In 1885, the halibut fleet of Gloucester is reduced to one-fourth of its former size, and the total catch is estimated at from three to five million pounds.

It is evident that within a few years, the American off-shore halibut grounds will be so depleted that the fresh-halibut fishery on our coasts will be abandoned. We shall then derive our chief supply from the waters of Greenland and Iceland, where several vessels go each year to bring back cargoes of salt “flitches.” Halibut will come into our markets only in a smoked conditions, and the species will be as unfamiliar in our fish-markets as it is in those of the old world. The life-history of the species must be recorded now, for it can never be made so completely hereafter. This is the writer’s excuse for having presented in this place so full a biography of the halibut.”

The Davis Straight Halibut fishery between Greenland and Baffin Island lasted two decades.
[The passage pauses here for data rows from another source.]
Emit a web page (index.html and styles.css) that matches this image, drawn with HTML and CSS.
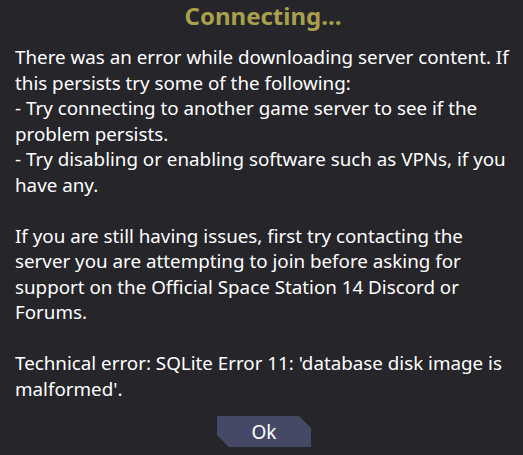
FILE: index.html
```html
<!DOCTYPE html>
<html lang="en">

<head>
  <meta charset="UTF-8">
  <meta name="viewport" content="width=device-width, initial-scale=1.0">
  <title>Connecting...</title>
  <link rel="stylesheet" href="styles.css">
</head>

<body>
  <div class="dialog">
    <h2 class="title">Connecting...</h2>

    <div class="message">
      <p>There was an error while downloading server content. If this persists try some of the following:<br>
        - Try connecting to another game server to see if the problem persists.<br>
        - Try disabling or enabling software such as VPNs, if you have any.</p>
      <p>If you are still having issues, first try contacting the server you are attempting to join before asking for support on the Official Space Station 14 Discord or Forums.</p>
      <p>Technical error: SQLite Error 11: 'database disk image is malformed'.</p>
    </div>

    <div class="actions">
      <button class="ok-button">Ok</button>
    </div>
  </div>
</body>

</html>
```

FILE: styles.css
```css
html,
body {
  margin: 0;
  height: 100%;
  background-color: #25252a;
}

body {
  font-family: "Noto Sans", sans-serif;
  color: #ffffff;
}

.dialog {
  display: flex;
  flex-direction: column;
  padding: 0 12px 0 15px;
}

.title {
  margin: 0;
  text-align: center;
  font-size: 24px;
  font-weight: bold;
  line-height: 32px;
  color: #a8a04c;
}

.message {
  margin-top: 13px;
  font-size: 18.8px;
  line-height: 25.5px;
}

.message p {
  margin: 0 0 25.5px 0;
}

.message p:last-child {
  margin-bottom: 0;
}

.actions {
  display: flex;
  justify-content: center;
  margin-top: 14px;
}

.ok-button {
  width: 94px;
  height: 31px;
  margin-left: 2px;
  border: none;
  padding: 0;
  background-color: #464966;
  color: #ffffff;
  font-family: "Noto Sans", sans-serif;
  font-size: 19px;
  clip-path: polygon(0 0, 82px 0, 100% 12px, 100% 100%, 12px 100%, 0 19px);
  cursor: pointer;
}
```
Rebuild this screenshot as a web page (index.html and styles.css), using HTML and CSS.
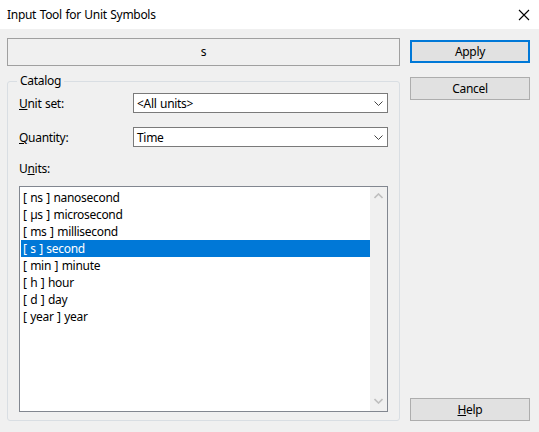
FILE: index.html
```html
<!DOCTYPE html>
<html>
<head>
<meta charset="utf-8">
<link rel="stylesheet" href="styles.css">
</head>
<body>
<div class="window">
  <div class="titlebar">
    <span class="title">Input Tool for Unit Symbols</span>
    <svg class="close" width="12" height="12" viewBox="0 0 12 12"><path d="M1 1 L11 11 M11 1 L1 11" stroke="#000" stroke-width="1.1" fill="none"/></svg>
  </div>
  <div class="main">
    <div class="left">
      <div class="field">s</div>
      <div class="group">
        <span class="legend">Catalog</span>
        <div class="row">
          <span class="label"><u>U</u>nit set:</span>
          <div class="select"><span>&lt;All units&gt;</span><svg class="chev" width="9" height="5" viewBox="0 0 9 5"><path d="M0.5 0.5 L4.5 4.5 L8.5 0.5" stroke="#444" fill="none"/></svg></div>
        </div>
        <div class="row row2">
          <span class="label"><u>Q</u>uantity:</span>
          <div class="select"><span>Time</span><svg class="chev" width="9" height="5" viewBox="0 0 9 5"><path d="M0.5 0.5 L4.5 4.5 L8.5 0.5" stroke="#444" fill="none"/></svg></div>
        </div>
        <div class="units-label">U<u>n</u>its:</div>
        <div class="listbox">
          <div class="items">
            <div class="item">[ ns ] nanosecond</div>
            <div class="item">[ µs ] microsecond</div>
            <div class="item">[ ms ] millisecond</div>
            <div class="item sel">[ s ] second</div>
            <div class="item">[ min ] minute</div>
            <div class="item">[ h ] hour</div>
            <div class="item">[ d ] day</div>
            <div class="item">[ year ] year</div>
          </div>
          <div class="scrollbar">
            <svg width="9" height="6" viewBox="0 0 9 6"><path d="M0.5 5 L4.5 1 L8.5 5" stroke="#bfbfbf" stroke-width="1.6" fill="none"/></svg>
            <svg width="9" height="6" viewBox="0 0 9 6"><path d="M0.5 1 L4.5 5 L8.5 1" stroke="#bfbfbf" stroke-width="1.6" fill="none"/></svg>
          </div>
        </div>
      </div>
    </div>
    <div class="right">
      <div class="btn apply">Apply</div>
      <div class="btn cancel">Cancel</div>
      <div class="btn help"><u>H</u>elp</div>
    </div>
  </div>
</div>
</body>
</html>
```
FILE: styles.css
```css
* { box-sizing: border-box; }
html, body { margin: 0; padding: 0; }
body {
  width: 539px;
  height: 432px;
  background: #f0f0f0;
  font-family: "Noto Sans", "Open Sans", sans-serif;
  font-size: 12px;
  letter-spacing: -0.3px;
  word-spacing: 0.7px;
  color: #000;
  overflow: hidden;
}
.window { display: flex; flex-direction: column; height: 432px; }
.titlebar {
  height: 29px;
  background: #fff;
  display: flex;
  align-items: center;
  justify-content: space-between;
  padding: 0 9px 0 7px;
}
.title { line-height: 16px; }
.close { display: block; }
.main {
  flex: 1;
  display: flex;
  padding: 9px 9px 11px 7px;
}
.left { width: 393px; display: flex; flex-direction: column; }
.field {
  height: 28px;
  border: 1px solid #a0a0a0;
  display: flex;
  align-items: center;
  justify-content: center;
  padding-bottom: 1px;
}
.group {
  position: relative;
  margin-top: 15px;
  flex: 1;
  border: 1px solid #d9dee3;
  border-radius: 3px;
  padding: 11px 11px 8px 11px;
  display: flex;
  flex-direction: column;
}
.legend {
  position: absolute;
  left: 9px;
  top: -9px;
  padding: 0 3px;
  background: #f0f0f0;
  line-height: 16px;
}
.row { display: flex; align-items: center; height: 20px; }
.row2 { margin-top: 14px; }
.label { width: 114px; }
.select {
  width: 255px;
  height: 20px;
  background: #fff;
  border: 1px solid #7a7a7a;
  display: flex;
  align-items: center;
  justify-content: space-between;
  padding: 0 4px 0 3px;
}
.chev { display: block; }
.units-label { margin-top: 13px; height: 17px; line-height: 17px; }
.listbox {
  margin-top: 9px;
  height: 226px;
  border: 1px solid #828790;
  background: #fff;
  display: flex;
}
.items { flex: 1; padding: 2px 0 0 1px; }
.item { height: 17px; line-height: 17px; padding-left: 2px; }
.item.sel { background: #0078d7; color: #fff; }
.scrollbar {
  width: 17px;
  background: #f0f0f0;
  display: flex;
  flex-direction: column;
  justify-content: space-between;
  align-items: center;
  padding: 6px 0 7px;
}
.scrollbar svg { display: block; }
.right {
  margin-left: 10px;
  width: 120px;
  display: flex;
  flex-direction: column;
}
.btn {
  height: 23px;
  background: #e1e1e1;
  border: 1px solid #adadad;
  display: flex;
  align-items: center;
  justify-content: center;
}
.apply { margin-top: 2px; border: 2px solid #0078d7; }
.cancel { margin-top: 14px; }
.help { margin-top: auto; }
```
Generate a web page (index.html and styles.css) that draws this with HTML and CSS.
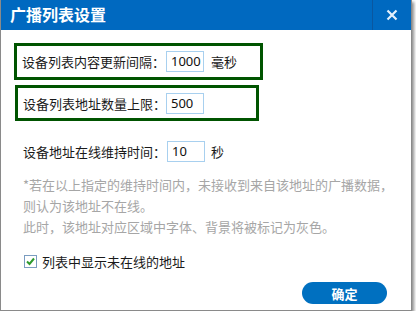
FILE: index.html
```html
<!DOCTYPE html>
<html lang="zh">
<head>
<meta charset="utf-8">
<link rel="stylesheet" href="styles.css">
</head>
<body>
<div class="window">
  <div class="titlebar">
    <div class="title">广播列表设置</div>
    <div class="close">
      <svg width="12" height="12" viewBox="0 0 12 12"><path d="M1.5 1.5 L10.5 10.5 M10.5 1.5 L1.5 10.5" stroke="#e4f0fb" stroke-width="2.2" fill="none"/></svg>
    </div>
  </div>
  <div class="content">
    <div class="box box1">
      <span class="label">设备列表内容更新间隔：</span>
      <span class="input">1000</span>
      <span class="unit">毫秒</span>
    </div>
    <div class="box box2">
      <span class="label">设备列表地址数量上限：</span>
      <span class="input">500</span>
    </div>
    <div class="row">
      <span class="label">设备地址在线维持时间：</span>
      <span class="input">10</span>
      <span class="unit">秒</span>
    </div>
    <div class="note">
      <div>*若在以上指定的维持时间内，未接收到来自该地址的广播数据，</div>
      <div>则认为该地址不在线。</div>
      <div>此时，该地址对应区域中字体、背景将被标记为灰色。</div>
    </div>
    <div class="check-row">
      <span class="checkbox"><svg width="13" height="13" viewBox="0 0 13 13"><rect x="0.5" y="0.5" width="12" height="12" fill="#fff" stroke="#7a9cc0"/><path d="M3 6.5 L5.5 9 L10 3.5" stroke="#2e9a2e" stroke-width="2" fill="none"/></svg></span>
      <span class="check-label">列表中显示未在线的地址</span>
    </div>
    <div class="actions">
      <button class="ok">确定</button>
    </div>
  </div>
</div>
</body>
</html>
```
FILE: styles.css
```css
html, body {
  margin: 0;
  padding: 0;
  background: #ffffff;
}
body {
  font-family: "Noto Sans CJK SC", "Noto Sans", sans-serif;
  font-size: 13px;
  color: #1a1a1a;
}
.window {
  width: 410px;
  height: 310px;
  border-left: 1px solid #8a8a8a;
  border-right: 1px solid #8a8a8a;
  border-bottom: 1px solid #8a8a8a;
  box-shadow: 2px 2px 3px rgba(0,0,0,0.45);
  background: #fff;
  display: flex;
  flex-direction: column;
}
.titlebar {
  height: 30px;
  background: #0069c0;
  display: flex;
  align-items: stretch;
  flex: none;
}
.title {
  flex: 1;
  color: #fff;
  font-weight: bold;
  font-size: 16px;
  line-height: 29px;
  padding-left: 9px;
}
.close {
  width: 38px;
  border-left: 1px solid #0a57a0;
  display: flex;
  align-items: center;
  justify-content: center;
}
.content {
  padding-left: 13px;
}
.box {
  box-sizing: border-box;
  border: 3px solid #005400;
  display: flex;
  align-items: center;
  padding-left: 5px;
}
.box1 {
  margin-top: 13px;
  width: 249px;
  height: 37px;
}
.box2 {
  margin-top: 5px;
  margin-left: 1px;
  width: 244px;
  height: 36px;
}
.label {
  display: inline-block;
  width: 144px;
  white-space: nowrap;
}
.box2 .label {
  width: 143px;
}
.input {
  box-sizing: border-box;
  display: inline-block;
  width: 38px;
  height: 21px;
  line-height: 19px;
  border: 1px solid #a8d0ef;
  padding-left: 4px;
  font-family: "Noto Sans", "Noto Sans CJK SC", sans-serif;
  font-size: 13px;
  color: #101010;
}
.unit {
  margin-left: 7px;
}
.row {
  margin-top: 20px;
  display: flex;
  align-items: center;
  padding-left: 9px;
  height: 21px;
}
.row .unit {
  margin-left: 6px;
}
.note {
  margin-top: 12px;
  padding-left: 9px;
  color: #a6a6a6;
  line-height: 21px;
  white-space: nowrap;
}
.check-row {
  margin-top: 17px;
  padding-left: 10px;
  display: flex;
  align-items: center;
  height: 14px;
}
.checkbox {
  display: inline-flex;
  width: 13px;
  height: 13px;
}
.check-label {
  margin-left: 5px;
}
.actions {
  display: flex;
  justify-content: flex-end;
  padding-right: 24px;
  margin-top: 14px;
}
.ok {
  width: 85px;
  height: 22px;
  border: none;
  border-radius: 11px;
  background: #0070c0;
  color: #fff;
  font-family: "Noto Sans CJK SC", sans-serif;
  font-weight: bold;
  font-size: 13px;
  padding: 0;
}
```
And into the 1890s the warming would continue peaking in the Northern Maritimes in the 1910 to 1915 period. In 1913 the Canadian Commissioner of Conservation reported that on August 13, 1909 Malpeque sea water temperatures had reached 69° F and Departure Bay July 28, 1911 a record of 75° F. By this time the colder water preferring Halibut had moved far to the north among the ice fields of a new opening Northwest Passage and beyond the range of even the largest Halibut vessels. By the 1950s a cooler climate prevailed and Halibut made a brief return to the Gulf of Maine. In August 2008 a century later, the Northwest Passage had reopened.